Definition
A small, sturdy structural extension mounted on the underside of the aft fuselage, designed to contact the runway and protect the tail and lower fuselage from damage if the aircraft is over-rotated on takeoff or lands in an excessively nose-high attitude.
Plain English
A short bumper-like piece under the tail of the airplane that hits the runway first if the nose is lifted too high, so the actual fuselage doesn't get scraped or damaged.
Context Anchor
Seen during preflight inspection, especially on older tailwheel-style airplanes or aircraft with tail protection installed near the rear underside of the fuselage.
Derivation
From 'skid', meaning a piece that slides along a surface rather than rolls.
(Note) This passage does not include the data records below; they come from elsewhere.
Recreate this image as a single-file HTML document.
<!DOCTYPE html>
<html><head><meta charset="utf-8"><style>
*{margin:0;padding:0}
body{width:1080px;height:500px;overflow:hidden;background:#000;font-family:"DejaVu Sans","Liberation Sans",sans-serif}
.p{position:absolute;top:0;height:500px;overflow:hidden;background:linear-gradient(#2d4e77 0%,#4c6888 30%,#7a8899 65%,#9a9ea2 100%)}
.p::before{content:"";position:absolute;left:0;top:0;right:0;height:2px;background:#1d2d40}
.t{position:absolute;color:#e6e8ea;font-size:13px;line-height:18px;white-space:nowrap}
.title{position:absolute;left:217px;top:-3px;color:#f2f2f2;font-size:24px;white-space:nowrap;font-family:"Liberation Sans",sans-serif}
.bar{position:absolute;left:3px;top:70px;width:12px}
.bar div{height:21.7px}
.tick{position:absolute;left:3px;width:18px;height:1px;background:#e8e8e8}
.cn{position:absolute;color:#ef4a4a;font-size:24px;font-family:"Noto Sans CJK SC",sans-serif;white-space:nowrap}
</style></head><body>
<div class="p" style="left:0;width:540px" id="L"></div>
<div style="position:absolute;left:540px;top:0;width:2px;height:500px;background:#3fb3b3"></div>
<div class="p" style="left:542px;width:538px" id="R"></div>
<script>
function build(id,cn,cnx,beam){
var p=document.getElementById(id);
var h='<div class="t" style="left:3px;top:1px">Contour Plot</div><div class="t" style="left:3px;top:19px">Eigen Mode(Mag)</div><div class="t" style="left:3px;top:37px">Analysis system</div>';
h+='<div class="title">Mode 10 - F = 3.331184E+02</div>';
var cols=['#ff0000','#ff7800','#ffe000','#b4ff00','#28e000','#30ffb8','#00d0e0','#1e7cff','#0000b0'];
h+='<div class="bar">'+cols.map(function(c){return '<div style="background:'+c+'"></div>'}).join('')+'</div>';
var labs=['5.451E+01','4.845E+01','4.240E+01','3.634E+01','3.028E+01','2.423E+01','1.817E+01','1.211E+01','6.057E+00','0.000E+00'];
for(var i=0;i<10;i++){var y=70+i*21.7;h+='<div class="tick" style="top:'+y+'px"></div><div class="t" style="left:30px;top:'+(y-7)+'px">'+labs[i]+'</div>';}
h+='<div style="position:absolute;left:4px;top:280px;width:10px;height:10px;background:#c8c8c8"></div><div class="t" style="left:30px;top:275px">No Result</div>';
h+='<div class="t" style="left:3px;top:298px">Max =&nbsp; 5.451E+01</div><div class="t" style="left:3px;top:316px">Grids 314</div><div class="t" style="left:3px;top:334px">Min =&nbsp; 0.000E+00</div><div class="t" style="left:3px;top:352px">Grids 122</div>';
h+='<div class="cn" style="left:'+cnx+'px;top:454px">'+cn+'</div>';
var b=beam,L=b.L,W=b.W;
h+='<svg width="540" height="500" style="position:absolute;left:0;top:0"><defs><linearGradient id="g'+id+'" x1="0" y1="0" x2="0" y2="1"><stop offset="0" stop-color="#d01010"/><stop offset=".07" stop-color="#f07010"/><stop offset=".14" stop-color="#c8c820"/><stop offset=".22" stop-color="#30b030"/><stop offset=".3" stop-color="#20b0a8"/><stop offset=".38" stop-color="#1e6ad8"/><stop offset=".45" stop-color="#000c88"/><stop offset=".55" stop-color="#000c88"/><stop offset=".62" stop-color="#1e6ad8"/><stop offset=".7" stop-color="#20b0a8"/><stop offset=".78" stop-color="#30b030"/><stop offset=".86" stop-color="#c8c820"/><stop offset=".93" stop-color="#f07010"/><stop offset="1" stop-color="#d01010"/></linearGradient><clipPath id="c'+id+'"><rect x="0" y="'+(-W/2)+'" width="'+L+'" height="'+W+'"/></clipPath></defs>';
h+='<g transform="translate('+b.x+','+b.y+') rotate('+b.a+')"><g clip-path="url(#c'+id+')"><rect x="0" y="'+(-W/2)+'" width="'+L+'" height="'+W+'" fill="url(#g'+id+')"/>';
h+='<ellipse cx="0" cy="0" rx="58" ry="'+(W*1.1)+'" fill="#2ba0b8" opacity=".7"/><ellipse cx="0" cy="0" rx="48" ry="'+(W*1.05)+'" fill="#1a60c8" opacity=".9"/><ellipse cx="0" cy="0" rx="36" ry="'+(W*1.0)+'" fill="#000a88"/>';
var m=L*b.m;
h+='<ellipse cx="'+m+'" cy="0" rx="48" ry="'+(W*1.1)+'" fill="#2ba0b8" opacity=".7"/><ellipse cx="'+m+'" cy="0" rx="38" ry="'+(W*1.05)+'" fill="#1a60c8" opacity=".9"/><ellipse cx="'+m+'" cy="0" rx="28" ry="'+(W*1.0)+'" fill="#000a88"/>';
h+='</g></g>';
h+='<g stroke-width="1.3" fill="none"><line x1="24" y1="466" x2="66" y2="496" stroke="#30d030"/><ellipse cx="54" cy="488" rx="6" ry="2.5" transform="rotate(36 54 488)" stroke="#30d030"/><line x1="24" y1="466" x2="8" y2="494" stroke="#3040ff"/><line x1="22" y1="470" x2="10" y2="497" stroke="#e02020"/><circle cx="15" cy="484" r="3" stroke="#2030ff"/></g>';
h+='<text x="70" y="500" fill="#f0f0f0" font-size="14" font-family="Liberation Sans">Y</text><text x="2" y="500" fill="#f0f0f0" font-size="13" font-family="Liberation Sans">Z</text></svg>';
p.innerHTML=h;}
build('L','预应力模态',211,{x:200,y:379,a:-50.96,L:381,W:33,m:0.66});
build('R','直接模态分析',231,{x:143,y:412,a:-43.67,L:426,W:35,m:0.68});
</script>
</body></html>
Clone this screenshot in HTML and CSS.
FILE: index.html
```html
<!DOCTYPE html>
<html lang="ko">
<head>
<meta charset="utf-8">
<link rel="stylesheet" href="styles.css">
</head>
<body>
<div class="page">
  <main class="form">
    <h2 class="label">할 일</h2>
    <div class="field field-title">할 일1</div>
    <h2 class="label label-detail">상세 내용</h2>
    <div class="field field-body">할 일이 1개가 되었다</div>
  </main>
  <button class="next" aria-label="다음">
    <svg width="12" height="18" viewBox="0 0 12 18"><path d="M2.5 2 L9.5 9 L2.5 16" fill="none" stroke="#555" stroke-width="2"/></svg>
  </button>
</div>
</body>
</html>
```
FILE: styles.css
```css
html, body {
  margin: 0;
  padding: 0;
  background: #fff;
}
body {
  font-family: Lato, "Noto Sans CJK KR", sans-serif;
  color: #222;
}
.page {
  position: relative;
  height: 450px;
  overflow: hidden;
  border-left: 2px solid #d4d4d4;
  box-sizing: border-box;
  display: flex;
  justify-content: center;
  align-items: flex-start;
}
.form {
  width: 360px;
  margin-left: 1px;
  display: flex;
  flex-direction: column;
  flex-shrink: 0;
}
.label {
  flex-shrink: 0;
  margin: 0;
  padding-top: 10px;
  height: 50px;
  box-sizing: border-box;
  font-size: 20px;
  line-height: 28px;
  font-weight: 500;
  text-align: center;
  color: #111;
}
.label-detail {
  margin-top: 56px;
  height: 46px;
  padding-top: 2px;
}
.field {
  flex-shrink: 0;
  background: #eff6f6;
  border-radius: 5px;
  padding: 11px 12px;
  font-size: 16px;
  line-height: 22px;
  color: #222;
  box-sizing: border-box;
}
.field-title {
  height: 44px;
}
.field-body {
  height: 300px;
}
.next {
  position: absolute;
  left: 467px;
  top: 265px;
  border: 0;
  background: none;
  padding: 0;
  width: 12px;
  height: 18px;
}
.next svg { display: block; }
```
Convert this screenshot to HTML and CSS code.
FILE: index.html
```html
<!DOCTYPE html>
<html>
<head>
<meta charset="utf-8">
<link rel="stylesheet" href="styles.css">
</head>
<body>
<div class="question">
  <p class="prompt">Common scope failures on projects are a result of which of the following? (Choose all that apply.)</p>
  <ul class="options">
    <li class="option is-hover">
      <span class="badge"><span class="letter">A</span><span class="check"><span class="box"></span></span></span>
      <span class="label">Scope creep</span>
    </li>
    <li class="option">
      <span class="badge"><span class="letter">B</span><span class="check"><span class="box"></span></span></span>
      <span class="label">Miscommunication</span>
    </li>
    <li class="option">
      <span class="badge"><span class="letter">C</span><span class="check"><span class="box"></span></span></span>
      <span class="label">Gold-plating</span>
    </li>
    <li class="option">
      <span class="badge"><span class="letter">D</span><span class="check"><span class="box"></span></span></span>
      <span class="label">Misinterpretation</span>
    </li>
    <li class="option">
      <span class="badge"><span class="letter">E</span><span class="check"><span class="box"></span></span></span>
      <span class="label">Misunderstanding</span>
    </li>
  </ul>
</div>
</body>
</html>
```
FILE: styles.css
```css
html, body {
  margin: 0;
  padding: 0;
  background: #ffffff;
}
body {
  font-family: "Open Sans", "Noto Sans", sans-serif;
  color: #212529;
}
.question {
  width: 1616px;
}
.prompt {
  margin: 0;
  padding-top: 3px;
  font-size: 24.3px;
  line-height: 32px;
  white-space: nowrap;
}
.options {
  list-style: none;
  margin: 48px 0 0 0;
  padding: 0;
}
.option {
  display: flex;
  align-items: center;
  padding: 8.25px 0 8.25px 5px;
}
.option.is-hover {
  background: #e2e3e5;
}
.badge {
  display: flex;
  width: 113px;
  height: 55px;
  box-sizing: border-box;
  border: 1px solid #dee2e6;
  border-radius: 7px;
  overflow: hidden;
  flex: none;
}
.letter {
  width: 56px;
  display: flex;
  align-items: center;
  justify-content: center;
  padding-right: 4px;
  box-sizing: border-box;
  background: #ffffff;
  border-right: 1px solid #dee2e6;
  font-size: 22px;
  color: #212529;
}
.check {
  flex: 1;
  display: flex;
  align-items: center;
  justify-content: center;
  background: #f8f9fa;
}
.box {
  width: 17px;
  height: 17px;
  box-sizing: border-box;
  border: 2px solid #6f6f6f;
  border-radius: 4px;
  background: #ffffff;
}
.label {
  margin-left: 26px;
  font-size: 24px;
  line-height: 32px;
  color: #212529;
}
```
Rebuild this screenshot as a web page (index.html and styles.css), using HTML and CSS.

The tail skid is named for what it does: it slides along the runway if the tail drops far enough to touch.
Why Pilots Care
Prevents costly damage to the tail structure during takeoff, landing, and taxi operations on grass or rough surfaces.
Intuition Check
Do not confuse a tail skid with an aerodynamic skid, where an airplane slides sideways through a turn. A tail skid is a physical protective part mounted under the tail.
Example Sentence 1
During preflight, the pilot checked the tail skid for scrape marks that might indicate a previous tail strike.
Example Sentence 2
On the grass runway the tail skid kept the fuselage clear of the turf during taxi.